While no one in the world eats more cheese per head than the  French, the UK  makes more varieties of cheese per capita than any other country. While Italy proudly states that it produces 487 types of cheese (which, as they like to make clear, is more than France) the Brits have over 700 types. This is an incredible feat, especially given the fact that during WW2 the only cheese production permitted was a bland cheddar hybrid, which all but wiped out other traditional cheeses.

Now that we have artisanal varieties aplenty, the UK's cheese obsession is more striking than ever. I can't be the only one to notice that cheese has an uncanny ability of turning perfectly sane, balanced individuals into drooling maniacs. Those who ordinarily follow standard portion protocol consider eating half a brie, or chewing from a block of cheddar to be perfectly normal. (Not that this is a modern phenomenon: in the fifteenth century, Boccacio wrote in the Decameron of an utopian 'mountain of parmesan cheese'.)  Buzzfeed, a reasonably reliable barometer for the mind of the average western millenial, is littered with articles for cheese obsessives,  boasting ambiguous titles such as: 23 Things You’ll Only Get If You’re Obsessed With Cheese and 25 Incredibly Cheesy Recipes You Need In Your Life. Cheese-obsessed characters are also a common feature in films and cartoons. Take Wallace, for example:

http://imgur.com/gallery/h9l5u

As it turns out, this proclivity to cheese obsession is not simply the result of Western gluttony. Recently published research indicates that it is scientifically possible to be addicted to cheese. This is due to casein, a chemical present in all dairy, that can trigger the brain's opioid receptors, potentially leading to addiction. (This puts a whole new slant on the Pepys story - was he just protecting his stash?) Such a finding might explain why the cheese toastie has such cult status. An essential post-night out or mid-revision snack for British students, such is our collective ardour for the toastie that it is  now possible to order them directly to your door. There are dozens of articles online about the art of the toastie, all laden with drool-related adjectives and references to gastronomic nirvana. One even went so far as to describe a sandwich as "sex in bread". The idea that slapping a few squares of processed dairy in plasticky white sliced could be sexy might seem ridiculous, but the author of that article is clearly not the only person to think so. Take the following clip from the 2014 film Chef - a masterclass in food porn.



Admit it, there is something very sexy about that sandwich.
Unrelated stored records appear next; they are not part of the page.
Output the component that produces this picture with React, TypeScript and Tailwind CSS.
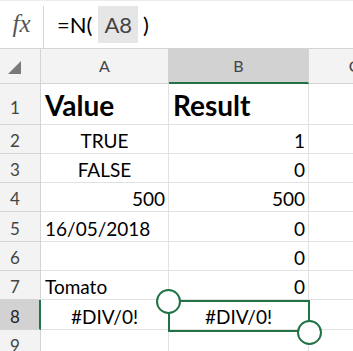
const rows = [
  { n: "1", h: "h-[41px]", a: "Value", aAlign: "left", b: "Result", bAlign: "left", bold: true },
  { n: "2", h: "h-[29px]", a: "TRUE", aAlign: "center", b: "1", bAlign: "right" },
  { n: "3", h: "h-[29px]", a: "FALSE", aAlign: "center", b: "0", bAlign: "right" },
  { n: "4", h: "h-[29px]", a: "500", aAlign: "right", b: "500", bAlign: "right" },
  { n: "5", h: "h-[30px]", a: "16/05/2018", aAlign: "left", b: "0", bAlign: "right" },
  { n: "6", h: "h-[29px]", a: "", aAlign: "left", b: "0", bAlign: "right" },
  { n: "7", h: "h-[29px]", a: "Tomato", aAlign: "left", b: "0", bAlign: "right" },
  { n: "8", h: "h-[30px]", a: "#DIV/0!", aAlign: "center", b: "#DIV/0!", bAlign: "center", active: true },
  { n: "9", h: "h-[29px]", a: "", aAlign: "left", b: "", bAlign: "left" },
];

const align = (a: string) =>
  a === "center" ? "justify-center" : a === "right" ? "justify-end pr-[3px]" : "justify-start pl-[4px]";

const Cell = ({ text, al, w, bold }: { text: string; al: string; w: string; bold?: boolean }) => (
  <div
    className={`${w} h-full shrink-0 flex items-end border-r border-b border-[#e1e1e1] ${align(al)} ${
      bold ? "pb-[5px] text-[28px] font-bold" : "pb-[3px] text-[19px]"
    } leading-none text-black whitespace-nowrap`}
  >
    {text}
  </div>
);

const Handle = ({ className }: { className: string }) => (
  <div className={`absolute w-[25px] h-[25px] rounded-full border-2 border-[#217346] bg-white ${className}`} />
);

export default function App() {
  return (
    <div className="relative w-[353px] h-[351px] overflow-hidden bg-white font-['Lato',sans-serif]">
      {/* formula bar */}
      <div className="flex h-[49px] border-b border-[#d4d4d4] border-t border-t-[#ececec]">
        <div className="w-[44px] shrink-0 flex items-center justify-center border-r border-[#d4d4d4] mt-[5px]">
          <span className="font-['Liberation_Serif',serif] italic text-[25px] text-[#555] -mt-[6px]">fx</span>
        </div>
        <div className="flex items-center pl-[13px] text-[22px] text-black leading-none">
          <span>=N(</span>
          <span className="ml-[6px] px-[6px] h-[37px] flex items-center bg-[#e6e6e6] text-[#444]">A8</span>
          <span className="ml-[5px]">)</span>
        </div>
      </div>

      {/* column headers */}
      <div className="flex h-[35px] text-[16px] text-[#444] leading-none">
        <div className="w-[41px] shrink-0 border-r border-b border-[#d4d4d4] bg-[#f3f3f3] relative">
          <svg className="absolute left-[8px] top-[12px]" width="14" height="14" viewBox="0 0 14 14">
            <polygon points="0,13 13,0 13,13" fill="#7a7a7a" />
          </svg>
        </div>
        <div className="w-[128px] shrink-0 flex items-center justify-center border-r border-b border-[#d4d4d4] bg-[#f3f3f3]">
          A
        </div>
        <div className="w-[140px] shrink-0 flex items-center justify-center border-r border-[#d4d4d4] border-b-2 border-b-[#217346] bg-[#d2d2d2]">
          B
        </div>
        <div className="w-[90px] shrink-0 flex items-center justify-center border-b border-[#d4d4d4] bg-[#f3f3f3]">
          C
        </div>
      </div>

      {/* rows */}
      {rows.map((r) => (
        <div key={r.n} className={`flex ${r.h}`}>
          <div
            className={`w-[41px] shrink-0 h-full flex items-end pl-[10px] pb-[4px] text-[17px] leading-none border-b border-[#d4d4d4] ${
              r.active
                ? "bg-[#d2d2d2] text-[#222] border-r-2 border-r-[#217346]"
                : "bg-[#f3f3f3] text-[#444] border-r border-r-[#d4d4d4]"
            } ${r.n === "1" ? "pb-[8px]" : ""}`}
          >
            {r.n}
          </div>
          <Cell text={r.a} al={r.aAlign} w="w-[128px]" bold={r.bold} />
          <Cell text={r.b} al={r.bAlign} w="w-[140px]" bold={r.bold} />
          <div className="flex-1 h-full border-b border-[#e1e1e1]" />
        </div>
      ))}

      {/* selection of B8 */}
      <div className="absolute left-[168px] top-[300px] w-[142px] h-[32px] border-2 border-[#217346]" />
      <Handle className="left-[156px] top-[289px]" />
      <Handle className="left-[297px] top-[320px]" />
    </div>
  );
}
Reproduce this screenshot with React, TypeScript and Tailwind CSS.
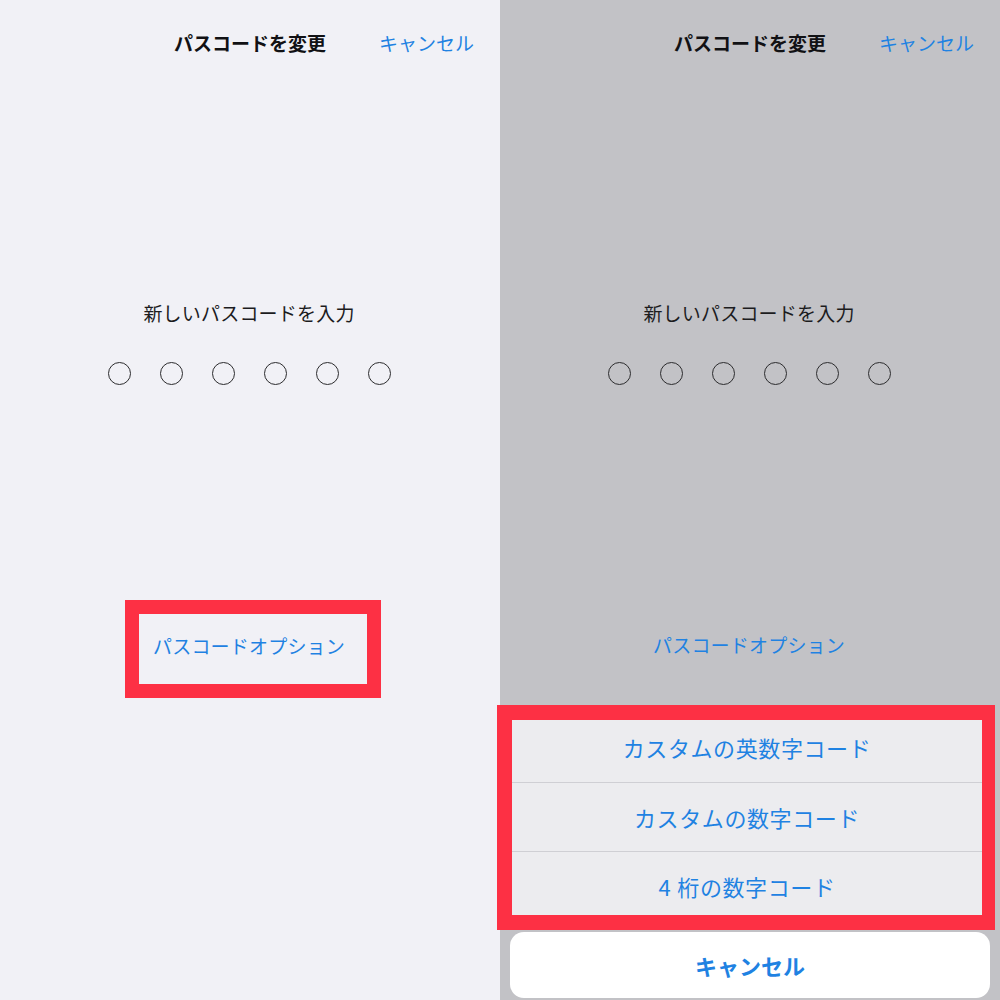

Is it the careful placement of the cheeses, the aesthetically pleasing range of colours, the oozing cheddar, seeping between the slices or (my favourite) the satisfying crunch as Jon Favreau slices through it with the epic chef's knife? Whatever the secret, put the film title into YouTube and the 'grilled cheese scene' is the first thing that comes up. So I'm clearly not the only one to see it that way. And this attitude doesn't stop at sandwiches - anything laden in melted cheese (especially pizza) is frequently described as 'sexy'. Like chocolate, cheese that is hot, molten and messy really seems to turn people on. Which is really saying something when you consider that up close, even mild varieties often smell (to quote author Andrew Dalby) like 'baby's vomit'.

Addictive and erotic properties aside, what is it about cheese that really keeps people coming back for more? It is the quintessential comfort food, helping us through life in a myriad of little ways: melted on toast, squished in a roll, grated over pasta (I have waxed about that particular dish here), and slathered over vegetables - a reliable way of getting children to eat them, by the way. Cheese just seems to keep people happy, combining a satisfying saltiness with the comforting creaminess of milk, which is, after all, our first food.

Cheese also has versatility on its side; it can feature in any meal of the day, and in Europe constitutes an entire course. Cheese also simultaneously functions as a sign of haute and peasant cuisine. In Britain, a sophisticated cheese course (served with port, following dessert) is the benchmark of upper class eating, whereas in mainland Europe, eating a selection of cheeses after a meal is considered standard, peasant fare. It is, after all, a basic foodstuff, something has has sustained us and kept us from starvation for hundreds of years. Its simplicity is, in itself, comforting. In agricultural communities cheese is a truly local food, representing a sense of place. The cheese will taste of the local grass, literally transferring the taste of the earth.

But there is something more to it than that, something I couldn't quite put my finger on until I visited Neal's Yard Dairy in Covent Garden in the name of journalistic commitment (and delicious free samples). I knew already that the making of cheese was part of a pivotal change in human development - indicating progress from merely gathering food to farming and processing it. Gareth at Neal's Yard helpfully pointed out that it is this process that makes cheese so special; we consider the transformation of one raw material into another to be a magical and mythological action, and we are therefore awed by the finished product. (Just look at the way people obsess about wine and craft beer production.)

This insight helped me appreciate the nature of our cheese obsession, for the look, taste and texture of a cheese is dependent on a million different variables, allowing producers infinite room for experimentation. There is always the chance that you will create something new and unexpected, a foodstuff that is wholly unique. A gift that keeps on giving, cheese promises unending opportunities for new tastes and experiences. Quite simply, it is alchemy; gastronomic gold.